The climax of the festival is reached at around 20:00 on the second day of the festival, when the yatai are brought to Hachiman Shrine – and the fighting begins.
Yatai festival stalls are decorated with lanterns, and are accompanied by the omnipresent beat of the Japanese taiko drum. The sound of the taiko drum actually reverberates from inside the yatai – where the drummer ferociously smashes at the drum for the duration of the festival.
Once these yatai reach the grounds of Hachiman Shrine, they crash into one another at great force. The reason for this is that each area of Iizaka Onsen, represented by their yatai, is trying to stop another area’s mikoshi from entering the grounds of Hachiman Shrine. Only one mikoshi can enter the shrine first, and receive good luck for the year to come.
Once the mikoshi reaches the back of the shrine, the festival is over.
Why should I go to see Iizaka’s Kenka Matsuri?
This festival is super exciting, and I love the atmosphere.
The evening air carries the beat of the taiko drum – which persists for the entire festival – the smell of yummy festival foods, and the surprised gasps of onlookers at the sight of floats toppling over, yatai set on first from their lanterns, and men making a narrow escape from underneath them.
I’ve never been to a Japanese festival as absorbing, exciting and lively as Kenka Matsuri.
All the participating locals involved in the festival – from young kids in school to teenagers chanting and following their respective yatai float, to grandpas passing on their traditions – truly put their hearts into the evening, which makes it extra special.
I love wandering around Iizaka Onsen on the night of main Kenka Matsuri event. It’s a great opportunity to soak up the amazing atmosphere of a town which is usually so quiet and sleepy.
Hachiman Shrine, which becomes the main stage for Kenka Matsuri, is less than a 10 minute walk from Iizaka Onsen station, meaning that even if you have a wander through the streets, it won’t take you long to get back to the action.
Unlike other festivals in Japan, Iizaka Onsen’s Kenka Matsuri is relatively unknown amongst visitors from abroad, meaning that you can have an authentic Japanese festival experience, and get to interact with the locals.
The crashing of the yatai at Hachiman Shrine usually begins at 20:30, but because it gets crowded on festival days, I recommend you get there early and visit with friends who can save your spot when you go to the loo or go to grab a beer at the food and drink stalls.

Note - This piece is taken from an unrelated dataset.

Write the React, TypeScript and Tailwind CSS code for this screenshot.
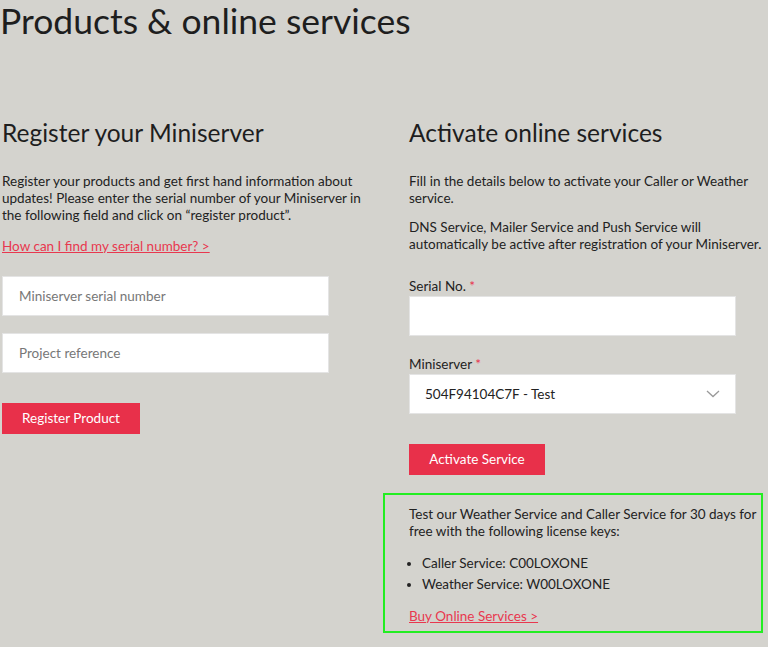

What else is there to do in Iizaka Onsen?
Aside from the festival, Iizaka Onsen is absolutely worth visiting for the excellent onsen, its picturesque streets, adorable cafés and kind local people. There’s also places to do kayaking and camping nearby!
Iizaka Onsen is also home to the Buddhist temple known as Nakano Fudoson Temple, which really leaves an impression on visitors with its mysterious cave and beautiful waterfalls.
Iizaka Onsen’s central location also lends itself to including it as part of an itinerary for a weekend away in Fukushima City. Onsen lovers can even try and compare its waters to those of Tsuchiyu Onsen or Takayu Onsen.
Why not make a weekend of it?
Here’s an idea for a way to spend your weekend in Iizaka Onsen & other areas of Fukushima City during festival time!
Saturday October 6
- Travel to Iizaka Onsen from Fukushima Station via the Iizaka Line (See here for info about reaching Fukushima Station)
- Take the bus to Nakano Fudoson Temple and spend some time exploring the caves and waterfall!
- Travel back to Iizaka Onsen and check in at your ryokan for the night.
- Wander the streets in the evening during festival time.
- Make sure to walk over to Hachiman Shrine by 20:00 (the main event of the festival begins at 20:30).
- Enjoy the festival, try the local delicacy Enban Gyoza (photo on the right) for dinner, and stay at a ryokan overnight.
Sunday October 7
- Spend some time exploring Iizaka Onsen by day (check out the Kyu-horiki Tei former residence, foot-baths, day onsen and cute shops).
- Take the Iizaka Line back to Fukushima Station.
- Have lunch in Fukushima (Ideas for restaurants here!)
- Check out the Fukushima City Inari Shrine Autumn Festival in the afternoon and evening. See here for the location of Inari Shrine!
- My blog post on going to see Iizaka Onsen for the first time (written in 2016)
- Check out this website for a list of places to eat in Iizaka Onsen (written in English!)
- This website lists ryokan hotels in Iizaka Onsen.
- For information on public baths (i.e. not affiliated with hotels or ryokan) and footbaths in Iizaka Onsen, check out this page.
- Fukushima City’s Convention Association has prepared a decent list of restaurants and izakaya in central Fukushima City. Check it out here!
Iizaka Onsen can be reached in about 2 hours from Tokyo. Take the Tohoku Shinkansen from Ueno Station or Tokyo Station to Fukushima Station (90 min) and head for the East Exit. For more info on reaching Fukushima from Tokyo, see here.
From Fukushima Station’s East Exit, take the Iizaka Line (run by Fukushima Kotsu) to Iizaka Onsen Station (25 min). The Iizaka Line begins at Fukushima Station and ends at Iizaka Onsen Station, meaning that you don’t have to worry about missing your stop! It can take a little bit more time depending on whether a train left immediately prior to your arrival at the station!
I hope you feel inspired to visit Iizaka Onsen!